Extract every line of the material that holds the string "React".

> _Recorded data_
__________

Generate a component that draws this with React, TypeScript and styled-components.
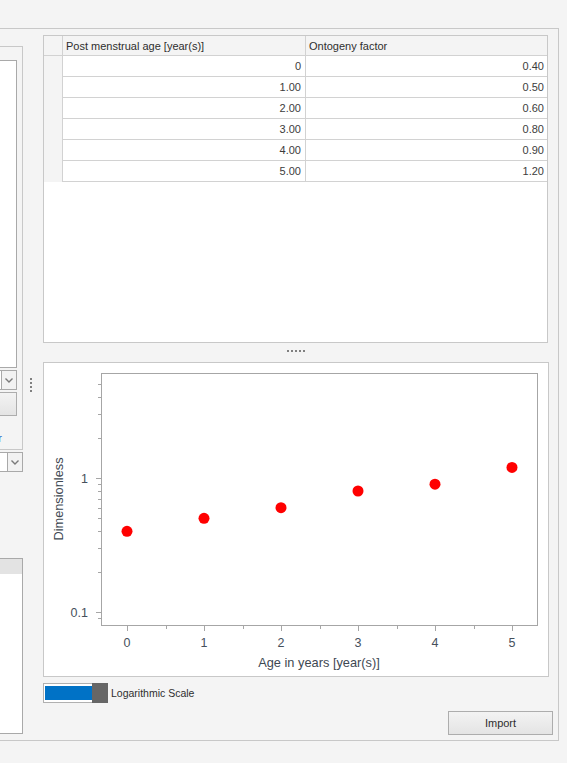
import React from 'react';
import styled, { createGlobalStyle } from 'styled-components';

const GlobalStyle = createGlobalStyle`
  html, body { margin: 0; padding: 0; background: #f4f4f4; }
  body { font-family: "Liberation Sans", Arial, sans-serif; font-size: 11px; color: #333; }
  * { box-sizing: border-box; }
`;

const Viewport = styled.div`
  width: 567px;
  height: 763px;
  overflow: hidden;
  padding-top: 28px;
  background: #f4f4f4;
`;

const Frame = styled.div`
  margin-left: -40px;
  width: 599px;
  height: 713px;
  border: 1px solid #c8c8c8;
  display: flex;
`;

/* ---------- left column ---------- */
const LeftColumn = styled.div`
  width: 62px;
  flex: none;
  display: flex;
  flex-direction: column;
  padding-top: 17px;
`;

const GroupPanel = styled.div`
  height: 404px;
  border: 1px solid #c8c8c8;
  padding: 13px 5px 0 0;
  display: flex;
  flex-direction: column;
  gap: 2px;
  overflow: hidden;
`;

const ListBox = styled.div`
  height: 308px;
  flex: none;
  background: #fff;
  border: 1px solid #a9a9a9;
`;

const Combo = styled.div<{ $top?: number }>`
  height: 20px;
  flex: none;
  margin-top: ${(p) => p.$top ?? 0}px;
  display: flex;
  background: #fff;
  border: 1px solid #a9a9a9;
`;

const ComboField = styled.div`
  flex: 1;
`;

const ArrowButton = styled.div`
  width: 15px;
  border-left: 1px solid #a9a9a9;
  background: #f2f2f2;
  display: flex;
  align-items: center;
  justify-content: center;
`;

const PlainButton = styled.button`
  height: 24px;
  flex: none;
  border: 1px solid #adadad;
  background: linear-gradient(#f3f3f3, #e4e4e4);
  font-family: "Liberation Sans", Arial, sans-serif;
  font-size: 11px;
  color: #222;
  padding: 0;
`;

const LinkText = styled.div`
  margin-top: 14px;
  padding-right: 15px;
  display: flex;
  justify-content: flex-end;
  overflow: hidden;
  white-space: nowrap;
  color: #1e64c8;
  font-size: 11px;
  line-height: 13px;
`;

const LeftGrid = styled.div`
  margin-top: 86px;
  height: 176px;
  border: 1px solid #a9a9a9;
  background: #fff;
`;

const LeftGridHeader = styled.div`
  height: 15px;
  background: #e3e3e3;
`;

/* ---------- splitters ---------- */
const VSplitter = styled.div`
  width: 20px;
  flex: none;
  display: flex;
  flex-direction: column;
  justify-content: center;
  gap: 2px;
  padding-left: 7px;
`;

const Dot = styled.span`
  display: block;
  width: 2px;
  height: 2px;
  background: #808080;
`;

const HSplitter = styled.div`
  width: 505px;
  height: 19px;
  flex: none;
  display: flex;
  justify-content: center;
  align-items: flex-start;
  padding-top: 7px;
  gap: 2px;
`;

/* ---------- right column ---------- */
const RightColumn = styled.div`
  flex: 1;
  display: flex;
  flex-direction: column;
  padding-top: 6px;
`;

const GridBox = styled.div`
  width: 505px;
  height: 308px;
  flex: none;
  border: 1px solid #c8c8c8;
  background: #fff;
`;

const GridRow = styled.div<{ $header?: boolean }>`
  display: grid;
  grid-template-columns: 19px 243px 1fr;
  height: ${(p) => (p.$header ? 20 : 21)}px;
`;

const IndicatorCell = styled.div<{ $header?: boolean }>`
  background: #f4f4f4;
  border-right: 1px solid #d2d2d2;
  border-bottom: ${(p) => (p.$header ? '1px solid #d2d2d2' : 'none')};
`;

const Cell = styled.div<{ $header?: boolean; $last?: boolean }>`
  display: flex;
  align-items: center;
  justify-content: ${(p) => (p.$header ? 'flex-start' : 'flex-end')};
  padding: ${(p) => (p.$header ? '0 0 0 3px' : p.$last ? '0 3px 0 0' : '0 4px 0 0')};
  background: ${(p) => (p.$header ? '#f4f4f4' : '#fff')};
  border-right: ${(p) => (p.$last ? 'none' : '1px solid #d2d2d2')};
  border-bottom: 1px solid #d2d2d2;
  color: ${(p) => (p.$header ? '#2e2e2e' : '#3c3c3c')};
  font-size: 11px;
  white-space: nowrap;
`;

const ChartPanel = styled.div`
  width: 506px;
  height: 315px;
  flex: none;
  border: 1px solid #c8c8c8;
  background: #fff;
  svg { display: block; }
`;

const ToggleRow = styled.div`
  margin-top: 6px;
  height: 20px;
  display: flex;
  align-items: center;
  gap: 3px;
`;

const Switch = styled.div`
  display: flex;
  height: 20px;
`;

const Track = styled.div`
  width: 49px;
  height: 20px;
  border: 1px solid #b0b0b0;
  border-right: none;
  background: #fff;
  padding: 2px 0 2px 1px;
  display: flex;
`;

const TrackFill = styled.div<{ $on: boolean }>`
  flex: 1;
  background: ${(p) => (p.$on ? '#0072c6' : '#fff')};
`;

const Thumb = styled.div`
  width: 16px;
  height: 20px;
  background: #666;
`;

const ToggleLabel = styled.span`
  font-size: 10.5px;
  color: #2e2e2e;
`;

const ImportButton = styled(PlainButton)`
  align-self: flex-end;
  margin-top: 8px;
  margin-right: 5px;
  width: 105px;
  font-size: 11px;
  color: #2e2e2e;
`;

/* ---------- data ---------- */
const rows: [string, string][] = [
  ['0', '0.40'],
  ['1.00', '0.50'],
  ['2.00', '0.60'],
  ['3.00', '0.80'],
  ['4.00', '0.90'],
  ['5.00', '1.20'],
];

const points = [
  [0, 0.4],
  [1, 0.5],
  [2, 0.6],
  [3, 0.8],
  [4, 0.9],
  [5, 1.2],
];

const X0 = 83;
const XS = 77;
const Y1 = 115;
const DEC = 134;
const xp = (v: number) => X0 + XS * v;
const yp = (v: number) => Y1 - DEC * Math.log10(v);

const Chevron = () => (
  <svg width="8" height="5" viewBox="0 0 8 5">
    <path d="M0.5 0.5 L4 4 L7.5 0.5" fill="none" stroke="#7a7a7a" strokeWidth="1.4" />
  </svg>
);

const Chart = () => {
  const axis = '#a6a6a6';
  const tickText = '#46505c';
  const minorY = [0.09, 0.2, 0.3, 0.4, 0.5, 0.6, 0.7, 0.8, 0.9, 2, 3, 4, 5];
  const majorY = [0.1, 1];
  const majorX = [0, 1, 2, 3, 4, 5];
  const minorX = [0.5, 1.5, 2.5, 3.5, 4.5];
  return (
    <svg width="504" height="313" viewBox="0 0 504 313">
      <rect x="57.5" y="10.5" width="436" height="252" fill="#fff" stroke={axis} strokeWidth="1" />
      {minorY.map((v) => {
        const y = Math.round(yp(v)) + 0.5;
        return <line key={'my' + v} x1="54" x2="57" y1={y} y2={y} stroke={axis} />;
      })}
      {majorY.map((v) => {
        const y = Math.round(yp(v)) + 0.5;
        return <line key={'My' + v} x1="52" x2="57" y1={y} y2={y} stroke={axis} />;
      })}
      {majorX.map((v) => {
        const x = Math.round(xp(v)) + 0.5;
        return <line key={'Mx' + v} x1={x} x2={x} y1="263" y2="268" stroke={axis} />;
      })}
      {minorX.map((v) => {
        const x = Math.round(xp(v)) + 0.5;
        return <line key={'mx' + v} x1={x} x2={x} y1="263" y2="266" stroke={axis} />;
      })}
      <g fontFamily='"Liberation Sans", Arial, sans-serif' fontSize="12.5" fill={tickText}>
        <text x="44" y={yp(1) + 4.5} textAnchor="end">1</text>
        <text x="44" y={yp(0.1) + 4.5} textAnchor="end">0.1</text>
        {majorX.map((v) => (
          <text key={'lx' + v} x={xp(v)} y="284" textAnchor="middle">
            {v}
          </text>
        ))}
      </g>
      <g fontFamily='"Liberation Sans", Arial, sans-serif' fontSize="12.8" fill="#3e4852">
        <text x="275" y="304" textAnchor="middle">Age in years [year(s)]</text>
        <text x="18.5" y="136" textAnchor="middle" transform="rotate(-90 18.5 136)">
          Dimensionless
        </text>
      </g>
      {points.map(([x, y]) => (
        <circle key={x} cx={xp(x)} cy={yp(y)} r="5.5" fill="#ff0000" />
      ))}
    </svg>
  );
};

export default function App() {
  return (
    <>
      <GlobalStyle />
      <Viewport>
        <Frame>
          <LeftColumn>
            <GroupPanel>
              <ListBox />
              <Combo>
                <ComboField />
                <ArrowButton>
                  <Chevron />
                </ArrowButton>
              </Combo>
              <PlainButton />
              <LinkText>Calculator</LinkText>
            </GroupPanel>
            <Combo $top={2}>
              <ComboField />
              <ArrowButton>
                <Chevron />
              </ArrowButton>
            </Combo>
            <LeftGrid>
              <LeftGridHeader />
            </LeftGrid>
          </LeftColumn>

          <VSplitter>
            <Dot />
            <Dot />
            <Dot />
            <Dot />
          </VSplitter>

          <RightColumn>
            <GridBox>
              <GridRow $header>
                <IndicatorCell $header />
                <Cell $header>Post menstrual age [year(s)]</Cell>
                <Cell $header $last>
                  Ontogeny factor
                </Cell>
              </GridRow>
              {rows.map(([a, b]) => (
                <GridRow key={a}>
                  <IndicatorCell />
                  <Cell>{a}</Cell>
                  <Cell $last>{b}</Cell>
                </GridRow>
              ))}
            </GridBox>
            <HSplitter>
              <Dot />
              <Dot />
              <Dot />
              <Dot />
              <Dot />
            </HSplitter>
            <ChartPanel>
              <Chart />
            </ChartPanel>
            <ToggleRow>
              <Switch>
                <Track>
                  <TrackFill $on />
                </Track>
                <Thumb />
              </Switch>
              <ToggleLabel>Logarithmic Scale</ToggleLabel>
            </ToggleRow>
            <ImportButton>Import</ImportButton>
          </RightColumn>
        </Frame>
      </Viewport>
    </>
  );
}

__________

> _Worked answer_
Generate a component that draws this with React, TypeScript and styled-components.
import React from 'react';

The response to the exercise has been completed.